The polymer named N3-HTPB-OH was prepared by the ring opening reaction of EHTPB and NaN3. EHTPB (0.4 g), NaN3 (1.114 g, 17.16 mmol), and NH4Cl (917.9 mg, 17.16 mmol) were dissolved in 20 mL DMF and stirred at 50 °C for 36 h. After the reaction, the filtrate was extracted, concentrated, and dissolved in 50 mL DCM, washed three times with water, and then precipitated in cold MeOH. After precipitation was repeated three times, N3-HTPB-OH was obtained by vacuum drying at 50 °C for 24 h.
FT-IR (KBr): 3457 cm−1 (ν, -OH), 2101 cm−1 (ν, N3).

2.4. Preparation of a Macroinitiator with Side Groups of Bromine Atoms and Azide (N3-HTPB-Br)

N3-HTPB-OH (340 mg, 3 mmol OH) was dissolved in 10 mL redistilled DCM, and dehydrated TEA (366.8 mg, 3.6 mmol) was added and stirred for 15 min at 0 °C. After that, 2-bromoisobutyryl bromide (828 mg, 3.6 mmol) was dissolved in 10 mL redistilled DCM and added dropwise to the flask with a micro-dropping funnel, controlling its dropwise acceleration, and the dropwise addition process was stirred continuously at 0 °C for 60 min. After the dropwise addition, the reaction system was sealed, and the reaction was carried out at room temperature for 20 h. After the reaction, the solvent was removed by vacuum distillation and precipitated in cold MeOH. After precipitation was repeated three times, the macroinitiator N3-HTPB-Br was obtained by vacuum drying at 50 °C overnight.
FT-IR (KBr): 2102 cm−1 (ν, N3), 1737 cm−1 (ν, C=O), 809 cm−1 (ν, C-O-C).
1H NMR (CDCl3, TMS): δ = 1.98 (6H, -C-(CH3)2Br).

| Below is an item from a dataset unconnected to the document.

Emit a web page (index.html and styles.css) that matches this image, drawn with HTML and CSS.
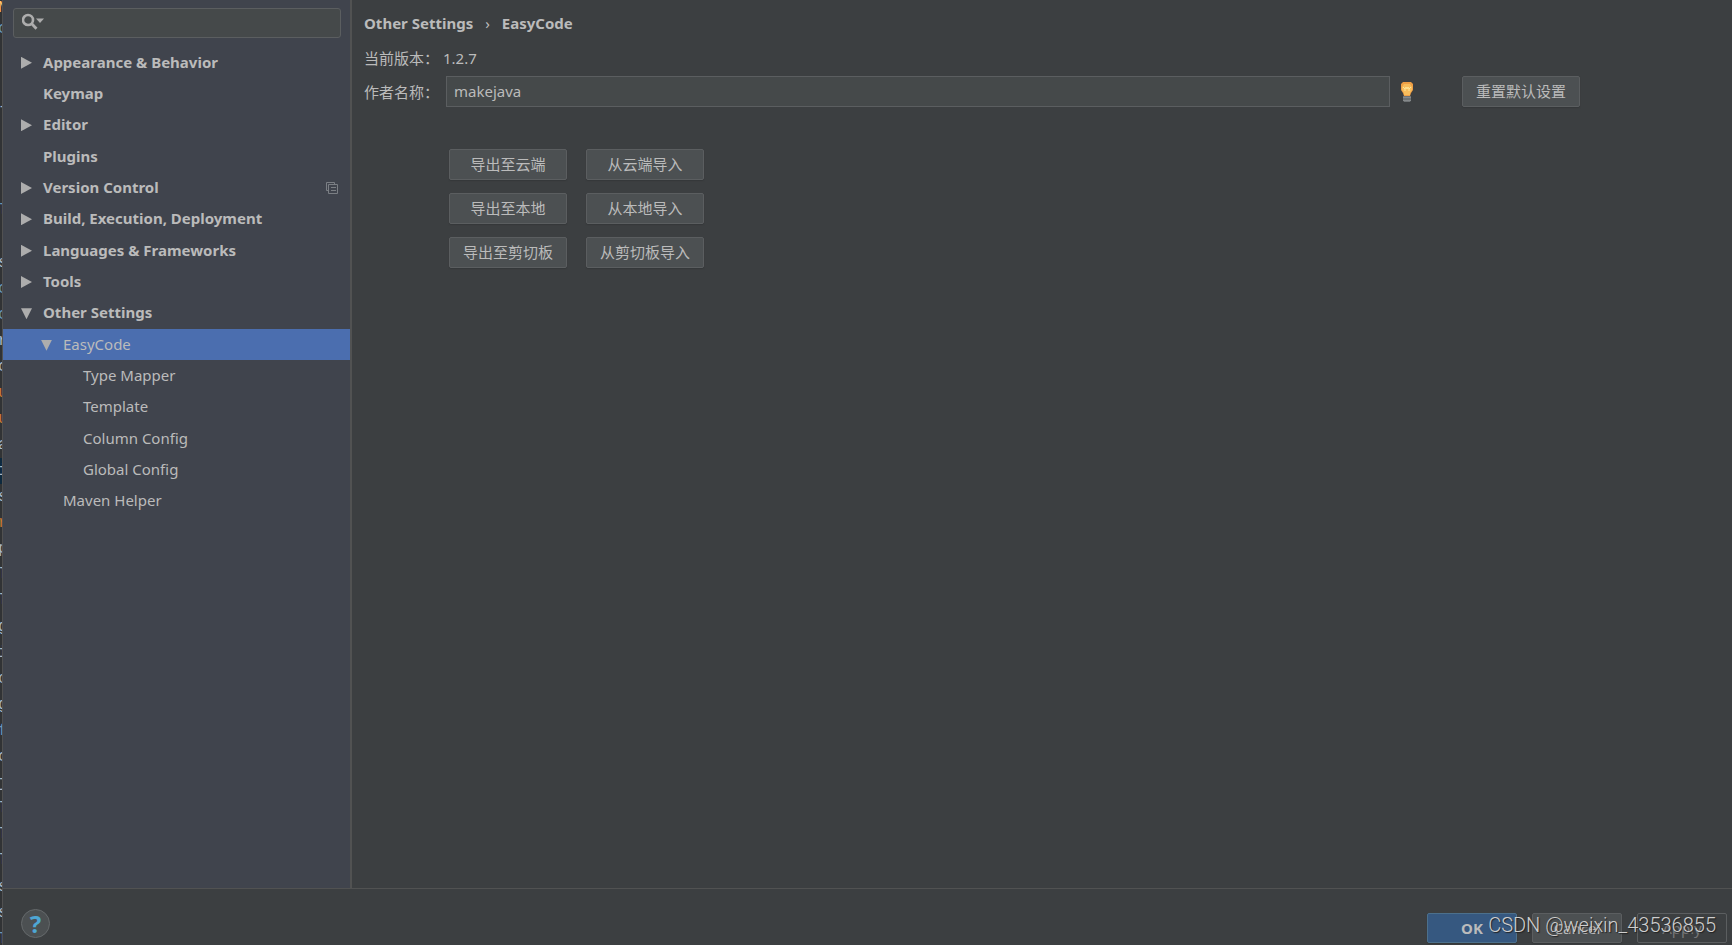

2.5. Synthesis of Alkyne-Terminated Methoxypolyethylene Glycol (mPEG-Alk)

mPEG (2.50 g, 1 mmol), 3-bromopropyne (1.21 g, 10 mmol), and NaOH (0.40 g, 10 mmol) were dissolved in 40 mL toluene and stirred at 50 °C for 24 h. The solvent was removed by vacuum distillation and the product was dissolved in 100 mL water. The solution was extracted with DCM, the collected organic layer was dried with anhydrous MgSO4 and filtered, and the filtrate was concentrated by vacuum distillation and poured into 200 mL cold Et2O for precipitation. The precipitate was repeatedly washed three times in Et2O and the product was obtained by vacuum drying at 30 °C for 24 h.
FT-IR (KBr): 2101 cm−1 (ν, -C≡C-H), 1106 cm−1 (ν, C-O-C).
1H NMR (CDCl3, TMS): δ = 4.19 (2H, -CH2CCH), 3.65 (4H, -OCH2CH2O-), 3.38 (3H, -OCH3), 2.45 (1H, -CH2CCH).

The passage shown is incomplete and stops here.